To do:
Lines holding the string "components" are the ones to copy from this listing.

Records to use:
----------------

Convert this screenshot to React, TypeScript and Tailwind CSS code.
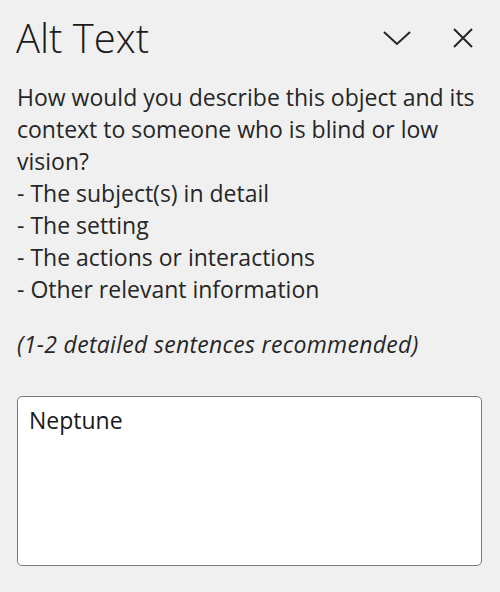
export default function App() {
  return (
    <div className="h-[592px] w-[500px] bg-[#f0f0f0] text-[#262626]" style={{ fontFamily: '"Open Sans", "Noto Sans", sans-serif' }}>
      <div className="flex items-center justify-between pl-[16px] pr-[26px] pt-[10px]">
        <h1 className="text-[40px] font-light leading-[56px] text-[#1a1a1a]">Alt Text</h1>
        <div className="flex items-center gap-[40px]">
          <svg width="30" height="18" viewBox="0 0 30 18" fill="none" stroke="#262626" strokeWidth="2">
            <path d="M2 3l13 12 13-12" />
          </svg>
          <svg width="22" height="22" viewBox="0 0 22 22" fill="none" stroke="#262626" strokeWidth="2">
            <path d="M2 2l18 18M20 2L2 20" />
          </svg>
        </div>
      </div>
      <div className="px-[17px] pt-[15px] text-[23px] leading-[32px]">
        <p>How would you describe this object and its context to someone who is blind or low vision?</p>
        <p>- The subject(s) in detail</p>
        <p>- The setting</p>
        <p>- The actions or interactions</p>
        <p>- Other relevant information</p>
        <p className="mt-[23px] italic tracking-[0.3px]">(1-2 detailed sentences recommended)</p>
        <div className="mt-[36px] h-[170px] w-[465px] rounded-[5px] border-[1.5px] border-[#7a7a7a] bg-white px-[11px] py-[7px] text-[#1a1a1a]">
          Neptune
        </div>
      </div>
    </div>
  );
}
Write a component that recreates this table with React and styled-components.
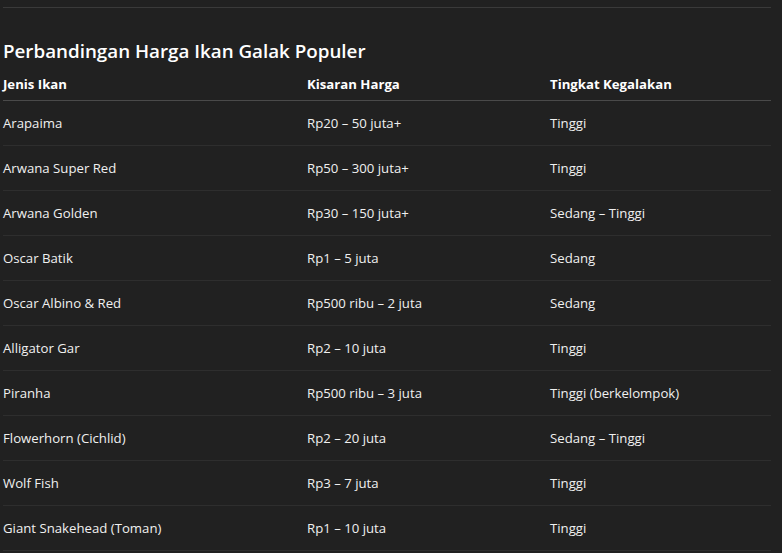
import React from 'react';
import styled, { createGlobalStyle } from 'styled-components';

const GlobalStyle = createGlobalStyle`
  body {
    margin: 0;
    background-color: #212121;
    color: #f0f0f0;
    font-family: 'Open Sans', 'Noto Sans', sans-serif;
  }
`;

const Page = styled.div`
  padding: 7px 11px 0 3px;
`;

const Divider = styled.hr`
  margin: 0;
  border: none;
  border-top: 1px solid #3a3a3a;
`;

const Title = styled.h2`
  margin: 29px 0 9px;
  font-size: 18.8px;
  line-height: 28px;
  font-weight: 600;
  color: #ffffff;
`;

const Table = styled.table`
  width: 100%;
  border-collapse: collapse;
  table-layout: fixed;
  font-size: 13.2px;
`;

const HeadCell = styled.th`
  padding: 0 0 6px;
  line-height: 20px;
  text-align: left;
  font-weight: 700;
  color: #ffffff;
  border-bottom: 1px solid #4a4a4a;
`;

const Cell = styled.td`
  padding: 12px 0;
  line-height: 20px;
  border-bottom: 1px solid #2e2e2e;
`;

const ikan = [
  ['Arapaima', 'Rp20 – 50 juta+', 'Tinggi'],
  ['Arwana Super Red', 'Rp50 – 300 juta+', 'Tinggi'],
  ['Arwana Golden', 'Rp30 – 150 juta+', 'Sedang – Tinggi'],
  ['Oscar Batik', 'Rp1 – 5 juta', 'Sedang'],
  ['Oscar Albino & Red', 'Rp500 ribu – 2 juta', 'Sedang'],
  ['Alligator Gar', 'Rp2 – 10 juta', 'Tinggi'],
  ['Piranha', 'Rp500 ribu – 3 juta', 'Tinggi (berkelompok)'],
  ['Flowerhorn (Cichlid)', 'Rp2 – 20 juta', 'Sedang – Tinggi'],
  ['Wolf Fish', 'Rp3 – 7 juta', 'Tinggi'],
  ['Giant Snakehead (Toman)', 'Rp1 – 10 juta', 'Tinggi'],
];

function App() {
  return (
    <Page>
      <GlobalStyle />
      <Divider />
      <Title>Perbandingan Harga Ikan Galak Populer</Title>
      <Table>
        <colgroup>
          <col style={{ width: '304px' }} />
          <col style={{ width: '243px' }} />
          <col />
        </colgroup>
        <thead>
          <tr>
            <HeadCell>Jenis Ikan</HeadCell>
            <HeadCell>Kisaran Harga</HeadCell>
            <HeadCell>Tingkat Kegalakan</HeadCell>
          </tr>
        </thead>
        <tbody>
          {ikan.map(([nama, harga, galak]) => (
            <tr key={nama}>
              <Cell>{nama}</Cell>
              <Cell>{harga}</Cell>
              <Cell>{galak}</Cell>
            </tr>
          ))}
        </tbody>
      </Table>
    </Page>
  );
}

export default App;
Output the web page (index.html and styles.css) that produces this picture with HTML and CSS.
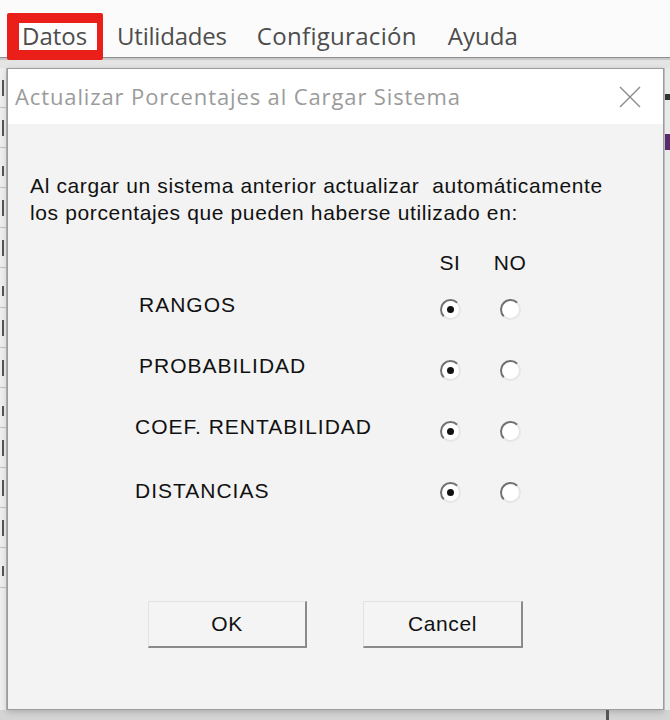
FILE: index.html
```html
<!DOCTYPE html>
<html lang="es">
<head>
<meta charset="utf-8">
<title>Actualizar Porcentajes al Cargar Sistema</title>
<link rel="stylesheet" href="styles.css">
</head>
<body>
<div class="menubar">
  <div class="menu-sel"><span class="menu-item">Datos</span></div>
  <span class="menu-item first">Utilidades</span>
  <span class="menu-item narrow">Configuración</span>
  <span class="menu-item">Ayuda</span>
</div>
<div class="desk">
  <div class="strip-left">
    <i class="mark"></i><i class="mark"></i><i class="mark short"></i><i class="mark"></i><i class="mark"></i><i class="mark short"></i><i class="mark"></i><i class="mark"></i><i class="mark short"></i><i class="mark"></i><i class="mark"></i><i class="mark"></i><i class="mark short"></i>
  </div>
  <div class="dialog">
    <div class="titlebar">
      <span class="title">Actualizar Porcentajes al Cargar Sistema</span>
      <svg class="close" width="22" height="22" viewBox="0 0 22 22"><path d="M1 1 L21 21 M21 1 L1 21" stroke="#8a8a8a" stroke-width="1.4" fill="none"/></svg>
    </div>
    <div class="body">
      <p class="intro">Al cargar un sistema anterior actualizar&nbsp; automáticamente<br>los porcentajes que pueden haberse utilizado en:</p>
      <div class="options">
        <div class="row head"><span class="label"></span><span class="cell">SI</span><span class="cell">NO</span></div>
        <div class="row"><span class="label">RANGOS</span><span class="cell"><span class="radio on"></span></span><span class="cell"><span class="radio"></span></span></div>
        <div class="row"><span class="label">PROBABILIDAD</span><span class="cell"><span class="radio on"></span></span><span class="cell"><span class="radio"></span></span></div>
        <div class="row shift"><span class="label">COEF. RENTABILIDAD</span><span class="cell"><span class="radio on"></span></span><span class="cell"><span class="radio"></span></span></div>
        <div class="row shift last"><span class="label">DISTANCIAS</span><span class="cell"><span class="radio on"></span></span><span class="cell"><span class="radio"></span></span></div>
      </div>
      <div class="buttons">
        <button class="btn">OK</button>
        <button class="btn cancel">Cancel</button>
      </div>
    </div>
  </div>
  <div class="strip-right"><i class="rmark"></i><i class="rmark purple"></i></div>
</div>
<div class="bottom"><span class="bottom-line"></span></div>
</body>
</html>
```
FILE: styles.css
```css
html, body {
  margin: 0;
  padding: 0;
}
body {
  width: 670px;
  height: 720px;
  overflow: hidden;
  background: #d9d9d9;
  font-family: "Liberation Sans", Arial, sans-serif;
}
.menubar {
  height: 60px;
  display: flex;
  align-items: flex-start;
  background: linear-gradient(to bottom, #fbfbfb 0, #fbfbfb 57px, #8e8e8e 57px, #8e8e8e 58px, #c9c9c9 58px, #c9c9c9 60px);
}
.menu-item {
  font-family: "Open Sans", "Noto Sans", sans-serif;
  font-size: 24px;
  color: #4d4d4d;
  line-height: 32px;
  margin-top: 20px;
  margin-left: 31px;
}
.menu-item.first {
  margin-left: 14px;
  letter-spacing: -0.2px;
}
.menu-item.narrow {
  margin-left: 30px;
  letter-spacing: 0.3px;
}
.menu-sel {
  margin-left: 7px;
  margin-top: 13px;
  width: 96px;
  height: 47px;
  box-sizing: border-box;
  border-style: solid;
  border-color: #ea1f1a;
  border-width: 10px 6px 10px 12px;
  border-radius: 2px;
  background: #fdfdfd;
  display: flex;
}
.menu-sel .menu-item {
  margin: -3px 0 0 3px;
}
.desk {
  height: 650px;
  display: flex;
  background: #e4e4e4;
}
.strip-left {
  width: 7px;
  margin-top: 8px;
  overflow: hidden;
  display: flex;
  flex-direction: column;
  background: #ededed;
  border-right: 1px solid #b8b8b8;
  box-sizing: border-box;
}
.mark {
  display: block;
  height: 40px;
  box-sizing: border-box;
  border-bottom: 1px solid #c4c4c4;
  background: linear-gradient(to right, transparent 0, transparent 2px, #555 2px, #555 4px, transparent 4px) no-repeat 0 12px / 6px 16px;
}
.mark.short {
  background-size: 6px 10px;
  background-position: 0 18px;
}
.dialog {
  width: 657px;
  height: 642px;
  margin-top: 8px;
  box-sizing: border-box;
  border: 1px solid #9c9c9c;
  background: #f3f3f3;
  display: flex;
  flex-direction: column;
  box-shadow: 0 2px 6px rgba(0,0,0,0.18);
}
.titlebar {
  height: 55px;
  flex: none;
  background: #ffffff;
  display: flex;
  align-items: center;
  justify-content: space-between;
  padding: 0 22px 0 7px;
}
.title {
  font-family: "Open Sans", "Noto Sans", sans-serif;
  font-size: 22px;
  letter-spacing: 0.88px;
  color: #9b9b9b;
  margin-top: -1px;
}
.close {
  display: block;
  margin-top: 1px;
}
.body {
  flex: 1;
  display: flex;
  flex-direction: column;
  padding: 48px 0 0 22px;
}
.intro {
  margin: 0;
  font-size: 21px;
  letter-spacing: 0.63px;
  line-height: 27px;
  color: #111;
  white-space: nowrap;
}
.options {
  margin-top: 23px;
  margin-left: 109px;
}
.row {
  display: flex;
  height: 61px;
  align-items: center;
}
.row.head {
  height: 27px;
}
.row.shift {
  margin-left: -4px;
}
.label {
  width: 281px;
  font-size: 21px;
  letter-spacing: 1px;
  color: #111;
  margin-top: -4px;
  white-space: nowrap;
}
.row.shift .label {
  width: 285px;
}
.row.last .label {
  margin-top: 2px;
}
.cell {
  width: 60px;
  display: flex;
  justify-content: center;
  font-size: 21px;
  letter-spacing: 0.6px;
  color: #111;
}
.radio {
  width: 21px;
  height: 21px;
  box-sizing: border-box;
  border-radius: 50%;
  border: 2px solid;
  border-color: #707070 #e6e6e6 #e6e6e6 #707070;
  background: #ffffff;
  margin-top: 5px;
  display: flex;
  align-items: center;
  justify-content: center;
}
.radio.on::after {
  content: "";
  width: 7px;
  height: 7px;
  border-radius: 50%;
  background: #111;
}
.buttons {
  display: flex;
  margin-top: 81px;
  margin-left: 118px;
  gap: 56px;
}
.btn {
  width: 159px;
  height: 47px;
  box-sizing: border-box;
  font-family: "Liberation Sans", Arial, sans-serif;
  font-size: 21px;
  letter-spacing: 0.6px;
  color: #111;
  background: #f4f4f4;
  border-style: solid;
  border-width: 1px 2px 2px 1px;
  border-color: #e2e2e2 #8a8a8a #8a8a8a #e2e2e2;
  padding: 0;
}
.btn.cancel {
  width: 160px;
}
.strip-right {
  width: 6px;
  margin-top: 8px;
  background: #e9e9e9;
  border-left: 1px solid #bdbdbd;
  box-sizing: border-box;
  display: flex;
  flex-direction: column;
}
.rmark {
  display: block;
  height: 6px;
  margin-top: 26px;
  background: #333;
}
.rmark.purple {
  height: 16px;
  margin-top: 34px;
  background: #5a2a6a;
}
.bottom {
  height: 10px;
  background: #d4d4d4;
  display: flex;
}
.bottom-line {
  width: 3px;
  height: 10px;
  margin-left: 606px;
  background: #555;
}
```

----------------

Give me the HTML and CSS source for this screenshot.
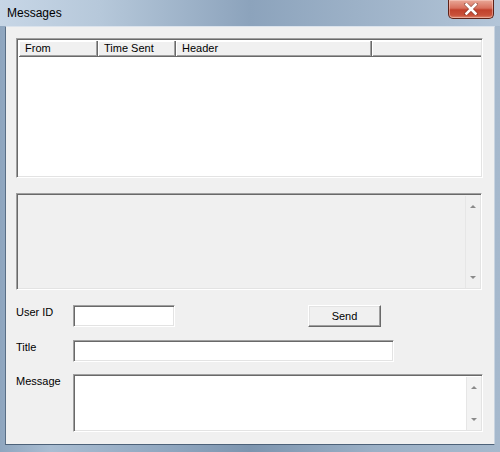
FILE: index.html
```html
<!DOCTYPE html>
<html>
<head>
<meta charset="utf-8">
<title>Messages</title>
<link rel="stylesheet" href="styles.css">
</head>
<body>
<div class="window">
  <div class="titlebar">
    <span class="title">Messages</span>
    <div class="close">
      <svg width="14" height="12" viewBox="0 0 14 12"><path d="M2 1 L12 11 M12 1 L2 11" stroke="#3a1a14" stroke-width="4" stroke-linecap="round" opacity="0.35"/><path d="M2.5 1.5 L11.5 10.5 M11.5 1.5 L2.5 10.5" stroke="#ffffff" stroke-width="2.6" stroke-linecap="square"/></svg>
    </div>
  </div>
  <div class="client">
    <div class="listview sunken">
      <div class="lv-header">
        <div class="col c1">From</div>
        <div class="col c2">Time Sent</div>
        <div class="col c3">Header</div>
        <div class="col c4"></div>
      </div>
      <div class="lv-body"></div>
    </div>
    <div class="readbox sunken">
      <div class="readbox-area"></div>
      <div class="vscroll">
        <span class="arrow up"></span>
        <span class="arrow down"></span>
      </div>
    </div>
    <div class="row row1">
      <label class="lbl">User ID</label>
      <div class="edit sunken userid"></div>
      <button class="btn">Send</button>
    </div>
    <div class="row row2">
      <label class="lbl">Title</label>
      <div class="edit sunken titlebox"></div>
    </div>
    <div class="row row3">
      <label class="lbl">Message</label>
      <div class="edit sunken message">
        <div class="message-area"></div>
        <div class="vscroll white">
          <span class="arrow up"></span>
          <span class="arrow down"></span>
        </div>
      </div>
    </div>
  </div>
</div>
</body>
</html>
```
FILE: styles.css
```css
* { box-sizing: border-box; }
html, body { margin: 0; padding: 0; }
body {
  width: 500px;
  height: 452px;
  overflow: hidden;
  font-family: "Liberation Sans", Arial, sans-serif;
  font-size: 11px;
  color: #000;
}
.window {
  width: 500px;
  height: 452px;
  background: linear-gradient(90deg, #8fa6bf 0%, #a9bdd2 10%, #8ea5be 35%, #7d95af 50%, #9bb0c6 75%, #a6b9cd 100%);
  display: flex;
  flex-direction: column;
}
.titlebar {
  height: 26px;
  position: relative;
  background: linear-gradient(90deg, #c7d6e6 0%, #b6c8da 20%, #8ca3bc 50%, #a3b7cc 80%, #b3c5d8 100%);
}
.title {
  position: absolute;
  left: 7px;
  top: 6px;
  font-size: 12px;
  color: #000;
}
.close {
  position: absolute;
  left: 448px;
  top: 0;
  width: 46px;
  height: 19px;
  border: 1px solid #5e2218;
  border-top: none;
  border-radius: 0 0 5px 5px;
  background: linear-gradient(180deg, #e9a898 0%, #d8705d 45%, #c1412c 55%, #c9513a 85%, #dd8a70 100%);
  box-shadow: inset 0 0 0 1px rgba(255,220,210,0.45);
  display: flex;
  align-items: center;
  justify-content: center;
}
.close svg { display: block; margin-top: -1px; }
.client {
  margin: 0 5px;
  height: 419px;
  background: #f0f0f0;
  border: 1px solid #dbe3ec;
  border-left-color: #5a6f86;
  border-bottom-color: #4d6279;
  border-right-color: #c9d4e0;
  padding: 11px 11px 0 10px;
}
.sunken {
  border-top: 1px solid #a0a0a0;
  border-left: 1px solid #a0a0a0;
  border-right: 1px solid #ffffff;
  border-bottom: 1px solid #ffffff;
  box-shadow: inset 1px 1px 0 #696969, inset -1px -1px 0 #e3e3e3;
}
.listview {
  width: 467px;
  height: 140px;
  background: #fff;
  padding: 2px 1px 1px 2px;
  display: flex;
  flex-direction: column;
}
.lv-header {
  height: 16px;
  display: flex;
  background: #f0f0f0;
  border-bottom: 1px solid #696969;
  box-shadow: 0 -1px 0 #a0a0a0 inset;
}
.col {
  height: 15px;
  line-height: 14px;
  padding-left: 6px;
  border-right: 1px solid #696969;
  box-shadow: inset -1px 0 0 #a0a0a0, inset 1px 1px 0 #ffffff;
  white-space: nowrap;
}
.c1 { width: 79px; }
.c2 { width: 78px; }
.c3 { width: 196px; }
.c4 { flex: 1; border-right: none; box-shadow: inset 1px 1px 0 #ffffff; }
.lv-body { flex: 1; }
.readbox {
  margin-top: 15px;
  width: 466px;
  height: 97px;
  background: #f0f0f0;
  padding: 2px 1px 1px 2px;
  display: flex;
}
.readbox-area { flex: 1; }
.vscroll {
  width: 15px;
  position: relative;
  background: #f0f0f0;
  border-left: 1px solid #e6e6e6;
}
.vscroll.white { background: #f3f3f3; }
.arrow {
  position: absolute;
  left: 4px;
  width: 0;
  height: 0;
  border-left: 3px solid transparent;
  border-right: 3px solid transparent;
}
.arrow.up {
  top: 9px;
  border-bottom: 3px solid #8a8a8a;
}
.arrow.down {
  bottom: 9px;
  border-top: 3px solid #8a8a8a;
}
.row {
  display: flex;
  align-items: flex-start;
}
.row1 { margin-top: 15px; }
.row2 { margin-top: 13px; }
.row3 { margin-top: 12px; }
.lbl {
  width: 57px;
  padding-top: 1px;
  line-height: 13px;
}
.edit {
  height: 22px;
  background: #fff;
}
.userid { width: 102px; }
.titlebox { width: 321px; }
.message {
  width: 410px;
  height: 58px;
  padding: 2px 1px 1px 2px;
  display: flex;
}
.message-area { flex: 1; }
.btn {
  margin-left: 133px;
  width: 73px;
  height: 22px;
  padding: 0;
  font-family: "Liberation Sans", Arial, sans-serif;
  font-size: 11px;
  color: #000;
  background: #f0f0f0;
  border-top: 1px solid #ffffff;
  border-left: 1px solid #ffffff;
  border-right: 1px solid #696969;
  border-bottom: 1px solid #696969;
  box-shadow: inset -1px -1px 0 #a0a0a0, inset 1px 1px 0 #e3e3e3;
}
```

----------------

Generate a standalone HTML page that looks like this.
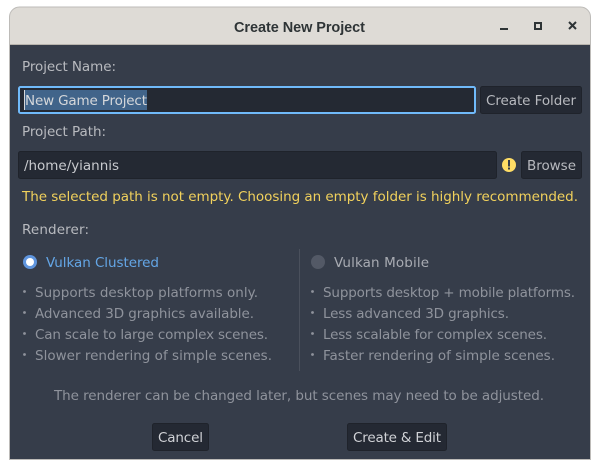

----------------

Right answer:
Write a component that recreates this table with React and styled-components.
import styled, { createGlobalStyle } from 'styled-components';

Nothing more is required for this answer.